WHAT IS NEEDED:
Pictures aside, write out every record exactly as it appears.

(Records with interface code)
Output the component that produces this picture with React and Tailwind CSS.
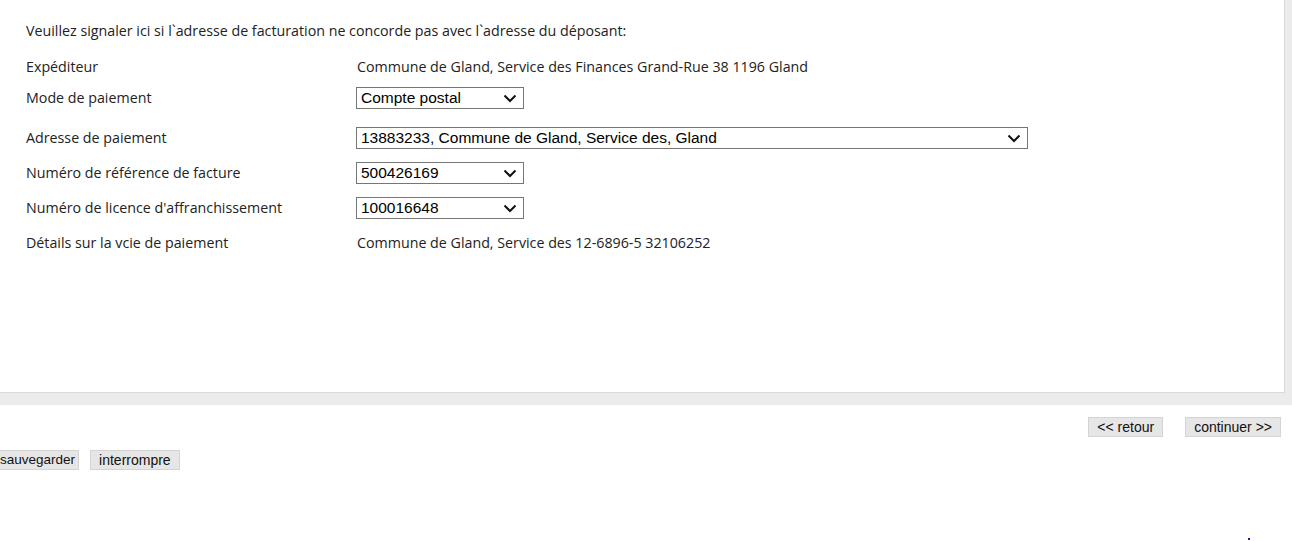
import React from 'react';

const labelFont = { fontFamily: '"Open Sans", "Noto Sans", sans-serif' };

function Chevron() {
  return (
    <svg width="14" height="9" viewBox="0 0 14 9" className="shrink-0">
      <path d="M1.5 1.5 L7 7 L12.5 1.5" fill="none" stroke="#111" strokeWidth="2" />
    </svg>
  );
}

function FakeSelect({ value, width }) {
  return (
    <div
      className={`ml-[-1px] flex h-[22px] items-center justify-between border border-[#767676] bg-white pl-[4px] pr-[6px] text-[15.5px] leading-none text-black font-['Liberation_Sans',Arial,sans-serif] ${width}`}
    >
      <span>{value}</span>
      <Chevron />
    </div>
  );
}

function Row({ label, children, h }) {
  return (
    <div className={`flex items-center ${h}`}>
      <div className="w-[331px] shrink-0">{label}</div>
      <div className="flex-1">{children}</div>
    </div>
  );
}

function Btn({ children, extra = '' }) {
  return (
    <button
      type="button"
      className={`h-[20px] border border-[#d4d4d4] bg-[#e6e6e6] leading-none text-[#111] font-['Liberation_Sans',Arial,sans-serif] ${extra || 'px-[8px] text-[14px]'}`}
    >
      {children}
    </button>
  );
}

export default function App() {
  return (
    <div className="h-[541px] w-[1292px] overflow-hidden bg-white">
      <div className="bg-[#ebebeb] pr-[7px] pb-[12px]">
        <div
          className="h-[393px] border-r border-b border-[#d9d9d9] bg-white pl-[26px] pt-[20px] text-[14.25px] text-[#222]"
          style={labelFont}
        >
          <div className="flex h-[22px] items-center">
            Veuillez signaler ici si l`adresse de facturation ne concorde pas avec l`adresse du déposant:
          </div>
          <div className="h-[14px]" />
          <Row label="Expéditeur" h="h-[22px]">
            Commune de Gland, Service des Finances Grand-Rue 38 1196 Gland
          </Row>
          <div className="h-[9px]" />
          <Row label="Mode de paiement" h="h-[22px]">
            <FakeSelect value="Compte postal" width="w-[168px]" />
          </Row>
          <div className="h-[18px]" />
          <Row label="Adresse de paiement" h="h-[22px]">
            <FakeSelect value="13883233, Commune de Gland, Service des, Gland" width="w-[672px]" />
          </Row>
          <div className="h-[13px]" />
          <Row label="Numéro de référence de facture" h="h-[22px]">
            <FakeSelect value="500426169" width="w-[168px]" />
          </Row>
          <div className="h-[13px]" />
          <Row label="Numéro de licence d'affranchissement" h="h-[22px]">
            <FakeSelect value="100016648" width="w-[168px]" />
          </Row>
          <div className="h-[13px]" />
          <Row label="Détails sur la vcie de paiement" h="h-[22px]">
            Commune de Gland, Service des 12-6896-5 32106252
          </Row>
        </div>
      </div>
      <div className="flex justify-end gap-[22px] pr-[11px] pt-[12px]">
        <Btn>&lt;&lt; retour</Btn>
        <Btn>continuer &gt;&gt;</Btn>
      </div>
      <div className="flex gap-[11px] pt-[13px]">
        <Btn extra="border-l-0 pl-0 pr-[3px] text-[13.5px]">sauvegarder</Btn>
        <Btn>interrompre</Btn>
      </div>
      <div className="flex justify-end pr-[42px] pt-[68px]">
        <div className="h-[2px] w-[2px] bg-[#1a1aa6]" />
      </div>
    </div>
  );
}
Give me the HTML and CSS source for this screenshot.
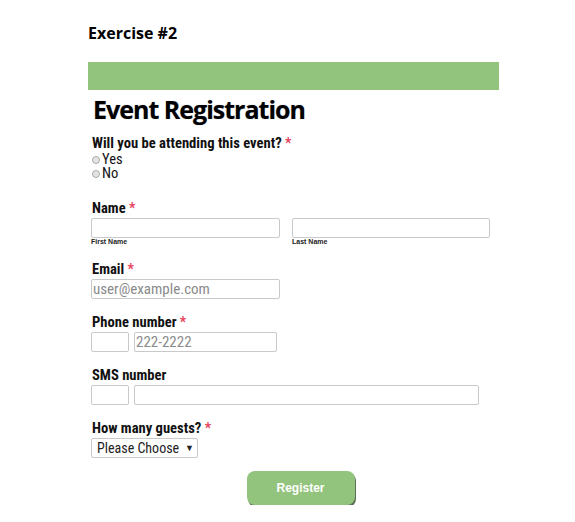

RESULT OF THE EXERCISE:
Output the component that produces this picture with React and Tailwind CSS.
import React from 'react';

const labelFont = { fontFamily: '"Open Sans", "Noto Sans", sans-serif' };

function Chevron() {
  return (
    <svg width="14" height="9" viewBox="0 0 14 9" className="shrink-0">
      <path d="M1.5 1.5 L7 7 L12.5 1.5" fill="none" stroke="#111" strokeWidth="2" />
    </svg>
  );
}

function FakeSelect({ value, width }) {
  return (
    <div
      className={`ml-[-1px] flex h-[22px] items-center justify-between border border-[#767676] bg-white pl-[4px] pr-[6px] text-[15.5px] leading-none text-black font-['Liberation_Sans',Arial,sans-serif] ${width}`}
    >
      <span>{value}</span>
      <Chevron />
    </div>
  );
}

function Row({ label, children, h }) {
  return (
    <div className={`flex items-center ${h}`}>
      <div className="w-[331px] shrink-0">{label}</div>
      <div className="flex-1">{children}</div>
    </div>
  );
}

function Btn({ children, extra = '' }) {
  return (
    <button
      type="button"
      className={`h-[20px] border border-[#d4d4d4] bg-[#e6e6e6] leading-none text-[#111] font-['Liberation_Sans',Arial,sans-serif] ${extra || 'px-[8px] text-[14px]'}`}
    >
      {children}
    </button>
  );
}

export default function App() {
  return (
    <div className="h-[541px] w-[1292px] overflow-hidden bg-white">
      <div className="bg-[#ebebeb] pr-[7px] pb-[12px]">
        <div
          className="h-[393px] border-r border-b border-[#d9d9d9] bg-white pl-[26px] pt-[20px] text-[14.25px] text-[#222]"
          style={labelFont}
        >
          <div className="flex h-[22px] items-center">
            Veuillez signaler ici si l`adresse de facturation ne concorde pas avec l`adresse du déposant:
          </div>
          <div className="h-[14px]" />
          <Row label="Expéditeur" h="h-[22px]">
            Commune de Gland, Service des Finances Grand-Rue 38 1196 Gland
          </Row>
          <div className="h-[9px]" />
          <Row label="Mode de paiement" h="h-[22px]">
            <FakeSelect value="Compte postal" width="w-[168px]" />
          </Row>
          <div className="h-[18px]" />
          <Row label="Adresse de paiement" h="h-[22px]">
            <FakeSelect value="13883233, Commune de Gland, Service des, Gland" width="w-[672px]" />
          </Row>
          <div className="h-[13px]" />
          <Row label="Numéro de référence de facture" h="h-[22px]">
            <FakeSelect value="500426169" width="w-[168px]" />
          </Row>
          <div className="h-[13px]" />
          <Row label="Numéro de licence d'affranchissement" h="h-[22px]">
            <FakeSelect value="100016648" width="w-[168px]" />
          </Row>
          <div className="h-[13px]" />
          <Row label="Détails sur la vcie de paiement" h="h-[22px]">
            Commune de Gland, Service des 12-6896-5 32106252
          </Row>
        </div>
      </div>
      <div className="flex justify-end gap-[22px] pr-[11px] pt-[12px]">
        <Btn>&lt;&lt; retour</Btn>
        <Btn>continuer &gt;&gt;</Btn>
      </div>
      <div className="flex gap-[11px] pt-[13px]">
        <Btn extra="border-l-0 pl-0 pr-[3px] text-[13.5px]">sauvegarder</Btn>
        <Btn>interrompre</Btn>
      </div>
      <div className="flex justify-end pr-[42px] pt-[68px]">
        <div className="h-[2px] w-[2px] bg-[#1a1aa6]" />
      </div>
    </div>
  );
}
Give me the HTML and CSS source for this screenshot.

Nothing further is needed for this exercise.